• Exercise directions: Please retype the data in full and exactly; the pictures are not part of the copy.

• Data section:

◆ ◆ ◆ ◆

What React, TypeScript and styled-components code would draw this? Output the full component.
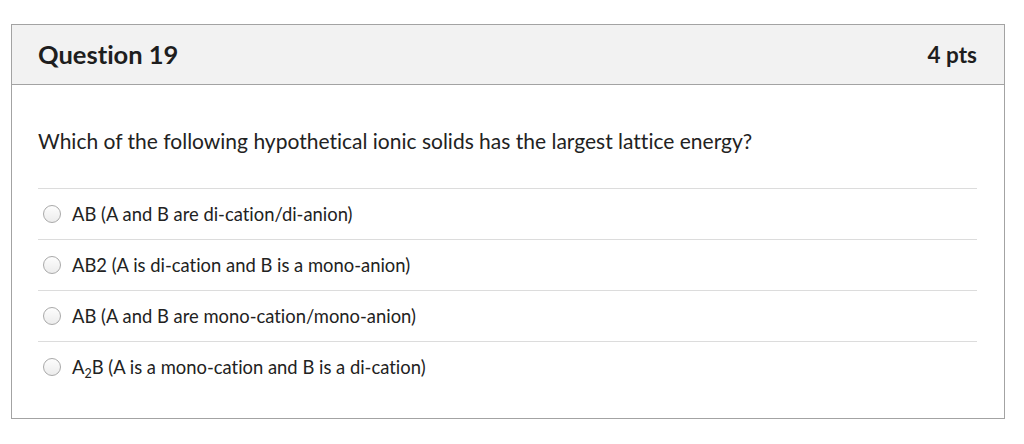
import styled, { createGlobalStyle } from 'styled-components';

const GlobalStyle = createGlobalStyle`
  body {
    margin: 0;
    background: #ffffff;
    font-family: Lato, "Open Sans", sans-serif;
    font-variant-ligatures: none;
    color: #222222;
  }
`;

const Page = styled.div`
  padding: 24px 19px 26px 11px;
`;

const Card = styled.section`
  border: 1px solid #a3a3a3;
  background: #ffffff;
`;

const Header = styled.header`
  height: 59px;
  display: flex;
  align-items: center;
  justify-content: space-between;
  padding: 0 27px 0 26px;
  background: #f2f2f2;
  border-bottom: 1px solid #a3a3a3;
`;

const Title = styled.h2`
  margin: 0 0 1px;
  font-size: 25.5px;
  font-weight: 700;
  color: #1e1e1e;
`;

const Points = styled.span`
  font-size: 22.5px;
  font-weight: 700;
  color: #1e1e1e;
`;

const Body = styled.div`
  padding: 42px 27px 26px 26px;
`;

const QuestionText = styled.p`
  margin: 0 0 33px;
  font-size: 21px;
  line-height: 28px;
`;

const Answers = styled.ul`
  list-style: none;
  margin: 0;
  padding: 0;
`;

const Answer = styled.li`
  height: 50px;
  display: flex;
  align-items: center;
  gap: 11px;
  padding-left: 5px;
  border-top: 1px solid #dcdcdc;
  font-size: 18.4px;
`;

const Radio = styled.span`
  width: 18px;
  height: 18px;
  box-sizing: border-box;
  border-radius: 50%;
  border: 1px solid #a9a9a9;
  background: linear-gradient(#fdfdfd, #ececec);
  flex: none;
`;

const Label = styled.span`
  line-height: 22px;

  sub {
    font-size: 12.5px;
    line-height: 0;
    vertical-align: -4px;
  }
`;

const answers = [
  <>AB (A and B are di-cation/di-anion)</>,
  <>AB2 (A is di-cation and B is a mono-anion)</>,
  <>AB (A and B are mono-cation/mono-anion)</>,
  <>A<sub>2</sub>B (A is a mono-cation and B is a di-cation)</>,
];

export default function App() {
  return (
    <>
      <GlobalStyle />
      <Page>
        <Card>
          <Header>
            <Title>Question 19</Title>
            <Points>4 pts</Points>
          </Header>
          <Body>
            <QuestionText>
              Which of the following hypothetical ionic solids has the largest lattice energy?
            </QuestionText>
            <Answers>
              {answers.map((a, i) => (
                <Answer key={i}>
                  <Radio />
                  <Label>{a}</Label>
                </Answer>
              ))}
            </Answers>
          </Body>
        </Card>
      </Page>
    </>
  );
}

◆ ◆ ◆ ◆

• The solution:
What React, TypeScript and styled-components code would draw this? Output the full component.
import styled, { createGlobalStyle } from 'styled-components';

const GlobalStyle = createGlobalStyle`
  body {
    margin: 0;
    background: #ffffff;
    font-family: Lato, "Open Sans", sans-serif;
    font-variant-ligatures: none;
    color: #222222;
  }
`;

const Page = styled.div`
  padding: 24px 19px 26px 11px;
`;

const Card = styled.section`
  border: 1px solid #a3a3a3;
  background: #ffffff;
`;

const Header = styled.header`
  height: 59px;
  display: flex;
  align-items: center;
  justify-content: space-between;
  padding: 0 27px 0 26px;
  background: #f2f2f2;
  border-bottom: 1px solid #a3a3a3;
`;

const Title = styled.h2`
  margin: 0 0 1px;
  font-size: 25.5px;
  font-weight: 700;
  color: #1e1e1e;
`;

const Points = styled.span`
  font-size: 22.5px;
  font-weight: 700;
  color: #1e1e1e;
`;

const Body = styled.div`
  padding: 42px 27px 26px 26px;
`;

const QuestionText = styled.p`
  margin: 0 0 33px;
  font-size: 21px;
  line-height: 28px;
`;

const Answers = styled.ul`
  list-style: none;
  margin: 0;
  padding: 0;
`;

const Answer = styled.li`
  height: 50px;
  display: flex;
  align-items: center;
  gap: 11px;
  padding-left: 5px;
  border-top: 1px solid #dcdcdc;
  font-size: 18.4px;
`;

const Radio = styled.span`
  width: 18px;
  height: 18px;
  box-sizing: border-box;
  border-radius: 50%;
  border: 1px solid #a9a9a9;
  background: linear-gradient(#fdfdfd, #ececec);
  flex: none;
`;

const Label = styled.span`
  line-height: 22px;

  sub {
    font-size: 12.5px;
    line-height: 0;
    vertical-align: -4px;
  }
`;

const answers = [
  <>AB (A and B are di-cation/di-anion)</>,
  <>AB2 (A is di-cation and B is a mono-anion)</>,
  <>AB (A and B are mono-cation/mono-anion)</>,
  <>A<sub>2</sub>B (A is a mono-cation and B is a di-cation)</>,
];

export default function App() {
  return (
    <>
      <GlobalStyle />
      <Page>
        <Card>
          <Header>
            <Title>Question 19</Title>
            <Points>4 pts</Points>
          </Header>
          <Body>
            <QuestionText>
              Which of the following hypothetical ionic solids has the largest lattice energy?
            </QuestionText>
            <Answers>
              {answers.map((a, i) => (
                <Answer key={i}>
                  <Radio />
                  <Label>{a}</Label>
                </Answer>
              ))}
            </Answers>
          </Body>
        </Card>
      </Page>
    </>
  );
}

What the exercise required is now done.